For standard lead-acid batteries, the maximum recommended DoD is 50 percent to prevent premature aging, meaning the rated capacity must be doubled to achieve the usable Ah. $\text{LiFePO}_4$ batteries can tolerate a DoD of 80 to 95 percent, making them more efficient for energy storage.
For example, a pump requiring 1,000 Watt-hours of usable energy per day for 48 hours of backup would need 2,000 Watt-hours of stored energy. If using a 12-volt lead-acid battery bank (with 50% DoD), this translates to approximately 333 usable Ah, requiring a battery with a total rated capacity of around 666 Ah. This calculation ensures the battery bank can deliver the necessary energy over the desired runtime.

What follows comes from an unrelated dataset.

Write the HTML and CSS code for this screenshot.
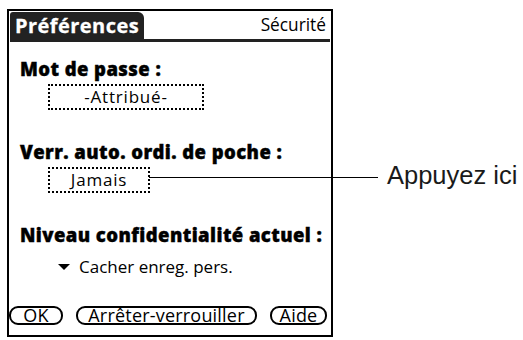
FILE: index.html
```html
<!DOCTYPE html>
<html lang="fr">
<head>
<meta charset="utf-8">
<title>Préférences - Sécurité</title>
<link rel="stylesheet" href="styles.css">
</head>
<body>
<div class="stage">
  <div class="device">
    <div class="titlebar">
      <span class="tab">Préférences</span>
      <span class="form-title">Sécurité</span>
    </div>
    <div class="form">
      <div class="label first">Mot de passe :</div>
      <div class="selector pw">-Attribué-</div>
      <div class="label">Verr. auto. ordi. de poche :</div>
      <div class="selector lock">Jamais</div>
      <div class="label">Niveau confidentialité actuel :</div>
      <div class="popup"><span class="tri"></span>Cacher enreg. pers.</div>
    </div>
    <div class="buttons">
      <span class="btn ok">OK</span>
      <span class="btn lockbtn">Arrêter-verrouiller</span>
      <span class="btn help">Aide</span>
    </div>
  </div>
  <div class="callout"><span class="leader"></span><span class="callout-text">Appuyez ici</span></div>
</div>
</body>
</html>
```
FILE: styles.css
```css
html, body {
  margin: 0;
  padding: 0;
  background: #fff;
}
body {
  width: 523px;
  height: 340px;
  overflow: hidden;
  font-family: "Open Sans", "DejaVu Sans", sans-serif;
  color: #000;
}
.stage {
  position: relative;
  box-sizing: border-box;
  width: 523px;
  height: 340px;
  padding: 9px 0 0 7px;
}
.device {
  width: 322px;
  height: 324px;
  border: 2px solid #000;
  display: flex;
  flex-direction: column;
  box-sizing: content-box;
}
.titlebar {
  display: flex;
  align-items: flex-end;
  margin: 1px 1px 0 1px;
  border-bottom: 3px solid #222;
  height: 27px;
}
.tab {
  background: #222;
  color: #fff;
  font-weight: 700;
  font-size: 20px;
  line-height: 27px;
  height: 27px;
  padding: 0 5px 0 5px;
  border-radius: 3px 6px 0 0;
  letter-spacing: 0.45px;
  -webkit-text-stroke: 0.3px #fff;
}
.form-title {
  margin-left: auto;
  margin-right: 4px;
  font-size: 17.3px;
  line-height: 22px;
  padding-bottom: 3px;
}
.form {
  padding-left: 11px;
}
.label {
  font-weight: 800;
  font-size: 18.5px;
  line-height: 20px;
  margin-top: 32px;
  letter-spacing: 0.42px;
  -webkit-text-stroke: 0.4px #000;
}
.label.first {
  margin-top: 17px;
}
.selector {
  box-sizing: border-box;
  height: 26px;
  border: 2px dotted #000;
  margin: 5px 0 0 28px;
  font-size: 17px;
  line-height: 21px;
  text-align: center;
  letter-spacing: 0.8px;
}
.selector.pw { width: 156px; }
.selector.lock { width: 102px; }
.popup {
  margin: 12px 0 0 38px;
  font-size: 17px;
  line-height: 20px;
  display: flex;
  align-items: center;
}
.tri {
  width: 0;
  height: 0;
  border-left: 6.5px solid transparent;
  border-right: 6.5px solid transparent;
  border-top: 6px solid #000;
  margin-right: 9px;
}
.buttons {
  margin-top: auto;
  margin-bottom: 10px;
  display: flex;
  gap: 13px;
}
.btn {
  box-sizing: border-box;
  height: 19px;
  border: 2px solid #000;
  border-radius: 9px;
  font-size: 18px;
  line-height: 14px;
  text-align: center;
  letter-spacing: 0.2px;
}
.btn.ok { width: 54px; }
.btn.lockbtn { width: 181px; }
.btn.help { width: 57px; }
.callout {
  position: absolute;
  left: 149px;
  top: 166px;
  display: flex;
  align-items: center;
  height: 22px;
}
.leader {
  width: 229px;
  height: 1px;
  background: #000;
}
.callout-text {
  margin-left: 9px;
  margin-bottom: 4px;
  font-family: "Liberation Sans", Arial, sans-serif;
  font-size: 25.5px;
  line-height: 22px;
  color: #1a1a1a;
}
```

Installation and Setup Guidelines
The physical location of the battery backup components requires careful consideration to ensure safety and longevity. Batteries, particularly lead-acid types, must be placed in a secure area with adequate ventilation, as charging can produce small amounts of flammable hydrogen gas. Components should be protected from extreme temperatures, as excessive heat shortens battery life and cold temperatures reduce available capacity. The system should be installed close to the main electrical panel to minimize power loss from long cable runs.
Wiring involves connecting the battery bank to the inverter and then integrating the inverter’s output into the home’s electrical system to power the well pump circuit. The low-voltage DC wiring between the battery and the inverter handles high current, necessitating heavy-gauge wiring and proper fusing to prevent overheating and fire hazards. For safety and compliance, the final connection of the inverter to the well pump circuit often requires a transfer switch or a dedicated outlet. A licensed electrician should handle the integration of the system into the home’s main electrical panel to ensure all local codes are met and the system operates safely.

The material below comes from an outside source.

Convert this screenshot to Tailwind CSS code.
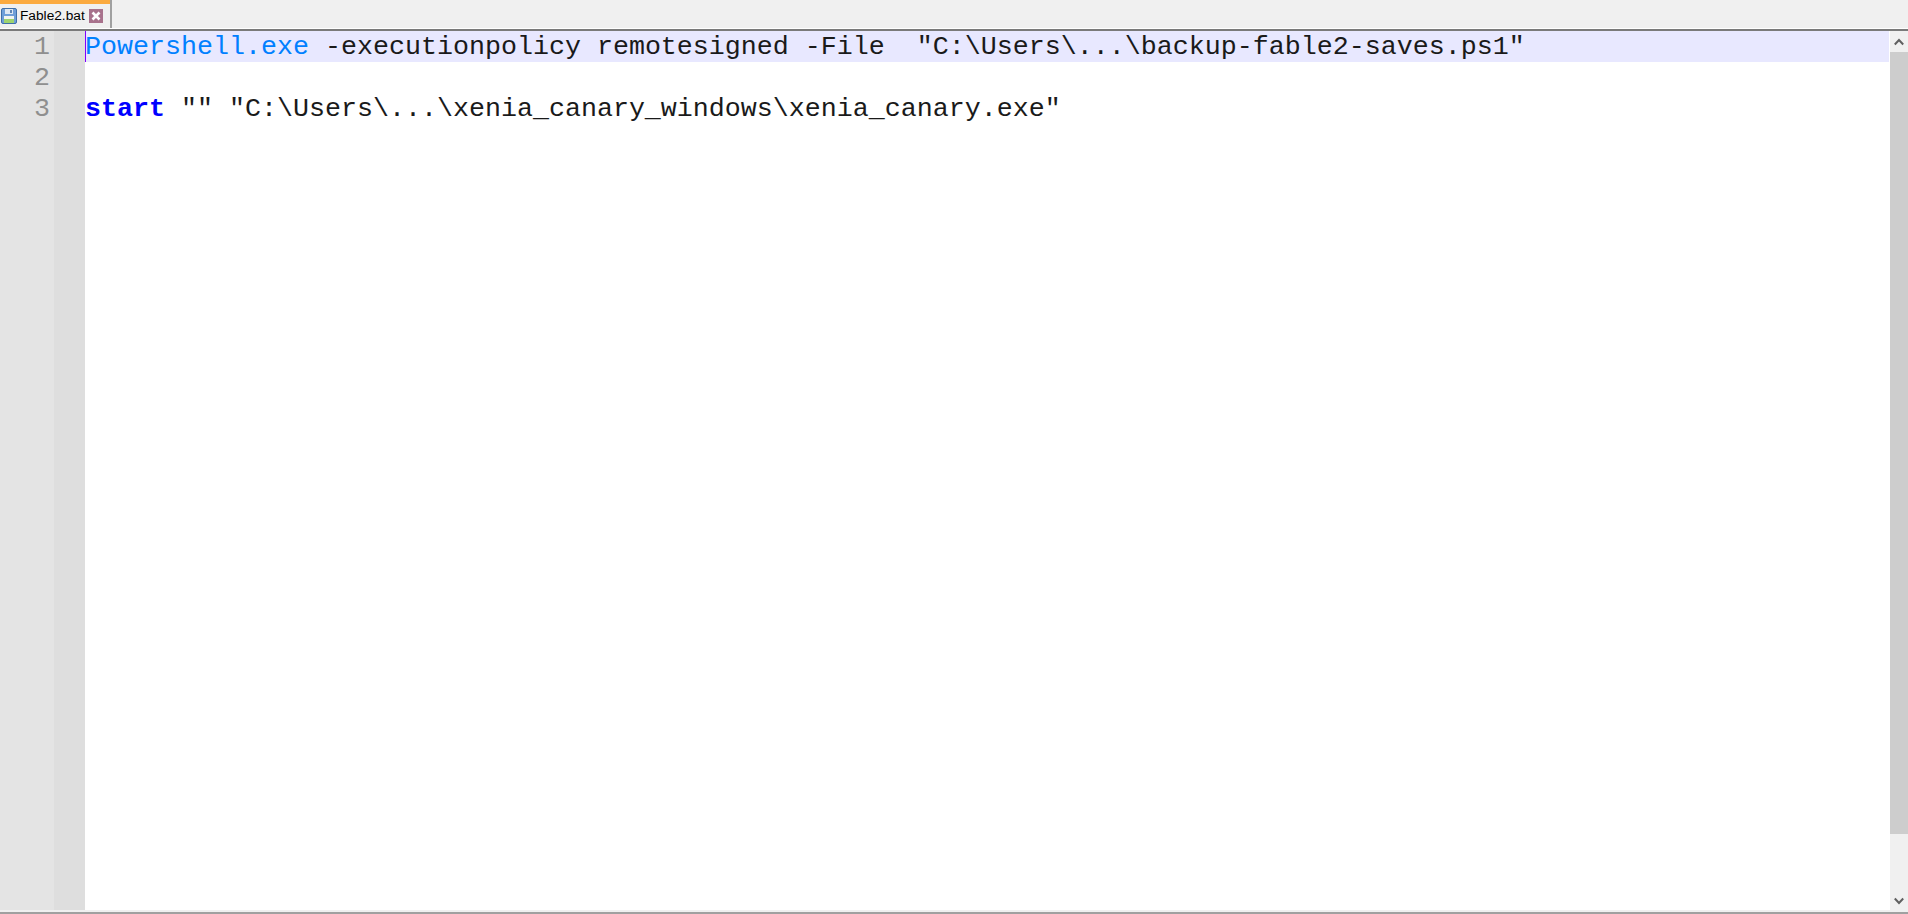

Long-Term Maintenance and Testing
Maintaining the battery backup system involves periodic checks and functional testing to ensure readiness when a power outage occurs. For traditional flooded lead-acid batteries, fluid levels must be checked regularly, and distilled water added to keep the plates submerged. All battery terminals and cable connections should be inspected and cleaned to remove corrosion buildup, which can impede charging and power delivery. Monitoring the battery voltage with a multimeter confirms the battery is holding a full charge.
Routine functional testing is important to verify the entire system operates correctly. This should be done quarterly by simulating a power outage, such as by temporarily disconnecting the main power to the well pump circuit. During this test, the backup system should seamlessly engage, and the well pump should cycle normally to maintain pressure. Batteries have a limited lifespan, typically three to five years for lead-acid and longer for lithium; keeping a record of the installation date helps anticipate when a replacement is necessary.